Heard Sri. Rajakannan, learned counsel for the petitioner, and Sri .Christopher Abraham, learned Standing Counsel for the Income Tax Department.

2. The present writ petition has been filed impugning the order in Ext.P11, whereby the petitioner’s application in Ext.P3 filed under Section 270AA of the Income Tax Act, 1961 [“Act”, for short] seeking immunity from imposition of penalty in pursuance to the assessment order in P1 has been rejected, on the ground that the case is not eligible to be considered for grant of immunity from imposition of penalty as the facts of the case are covered under sub-Section (9) of Section 270A of the Act.

3. Section 270AA of the Act laid down the provisions for immunity from imposition of penalty, The said Section, on reproduction, reads thus:

“270AA. Immunity from imposition of penalty, etc.—

(1) An assessee may make an application to the Assessing Officer to grant immunity from imposition of penalty under section 270A and initiation of proceedings under section 276C or section 276CC, if he fulfils the following conditions, namely:—

(a) the tax and interest payable as per the order of assessment or reassessment under sub-section (3) of section 143 or section 147, as the case may be, has been paid within the period specified in such notice of demand; and

(b) no appeal against the order referred to in clause (a) has been filed.

(2) An application referred to in sub‑ section (1) shall be made within one month from the end of the month in which the order referred to in clause (a) of sub‑ section (1) has been received and shall be made in such form and verified in such manner as may be prescribed.

(3) The Assessing Officer shall, subject to fulfilment of the conditions specified in sub-section (1) and after the expiry of the period of filing the appeal as specified in clause (b) of sub-section (2) of section 249, grant immunity from imposition of penalty under section 270A and initiation of proceedings under section 276C or section 276CC, where the proceedings for penalty under section 270A has not been initiated under the circumstances referred to in sub-section (9) of the said section 270A.
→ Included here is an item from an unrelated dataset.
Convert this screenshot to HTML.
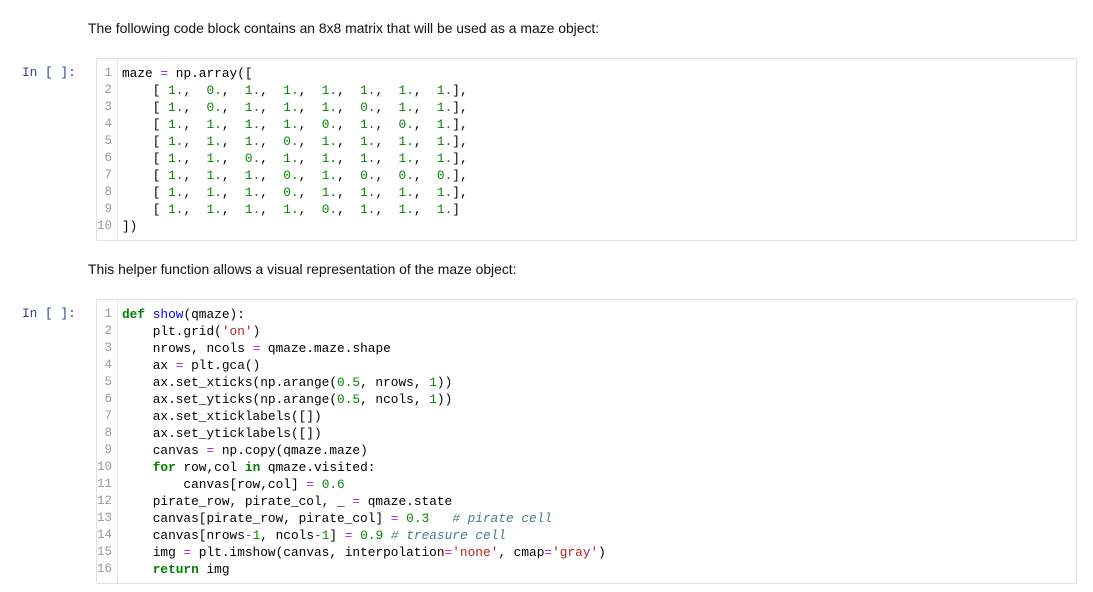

(4) The Assessing Officer shall, within a period of one month from the end of the month in which the application under sub-section (1) is received, pass an order accepting or rejecting such application:

Provided that no order rejecting the application shall be passed unless the assessee has been given an opportunity of being heard.

(5) The order made under sub-section (4) shall be final.

(6) No appeal under section 246A or an application for revision under section 264 shall be admissible against the order of assessment or reassessment, referred to in clause (a) of sub-section (1), in a case where an order under sub-section (4) has been made accepting the application.”

4. Thus, the assessing officer has to process the application under Section 270AA of the Act seeking immunity from imposition of penalty, inter alia, only if the case does not fall on any of the circumstances mentioned in sub-Section (9) of Section 270A of the Act.

5. Sub-Section (9) of Section 270A of the Act reads as under:

“270A. Penalty for under-reporting and misreporting of income.-

xxx    xxx    xxx

(9) The cases of misreporting of income referred to in sub-section (8) shall be the following, namely:—

(a) misrepresentation or suppression of facts;

(b) failure to record investments in the books of account;

(c) claim of expenditure not substantiated by any evidence;

(d) recording of any false entry in the books of account;

(f) failure to record any receipt in books of account having a bearing on total income; and

(g) failure to report any international transaction or any transaction deemed to be an international transaction or any specified domestic transaction, to which the provisions of Chapter X apply.”

6. On a perusal of sub-Section (9) of Section 270A of the Act, it is seen that if there has been misrepresentation or suppression of facts by the assessee, then the application seeking immunity from imposition/payment of penalty under Section 270AA of the Act shall not be maintainable.

7. In paragraph No.3.10 of the assessment order dated 24.9.2022 in Ext.P1, the assessing authority has specifically recorded that while computing the income of the assessee and its return of income, it was not just under-reported the income, but also misrepresented the facts claiming deduction of expenses, which were already self disallowed, and therefore, it was a fit case for penalty proceedings under Section 270A of the Act. It was also stated that penalty proceedings should be initiated separately under sub-Section (9) of Section 270A of the Act. Paragraph No.3.10 of the assessment order dated 24.9.2022 in Ext.P1 is reproduced hereunder:

“3.10 Accordingly, the facts and representation of the assessee in computation of income and its Return of income is not just under-reporting of income, but under reporting of income on account of specific misrepresentation of facts and claiming the deduction of expenses which are already self-disallowed, is fit case for initiation of Penalty proceedings u/s 270A of the I.T. Act for mis-reporting of income under sub-section (9) of section 270A of the Income Tax Act, Thus, penalty proceedings under sub‑ section (9) of Section 270A are initiated separately.”

8. The assessing authority while examining the application under Section 270AA of the Act cannot sit in appeal against its own assessment order to record a different finding than what was recorded in the assessment order. The assessing officer cannot examine the correctness or otherwise of the assessment order while examining the application under Section 270AA of the Act seeking immunity from imposition/payment of penalty, etc. If there is a specific finding recorded in the assessment order that the assessee had under­reported the income by misrepresenting the facts in the return of its income, then the application under Section 270AA of the Act would not be maintainable, in view of the express bar under Section 270A of the Act.

I do not find that the impugned order, Ext.P11, rejecting the application of the petitioner under Section 270AA of the Act suffers from any illegality on facts or law. Therefore, the present writ petition is hereby dismissed. Pending interlocutory application, if any, in the writ petition stands dismissed.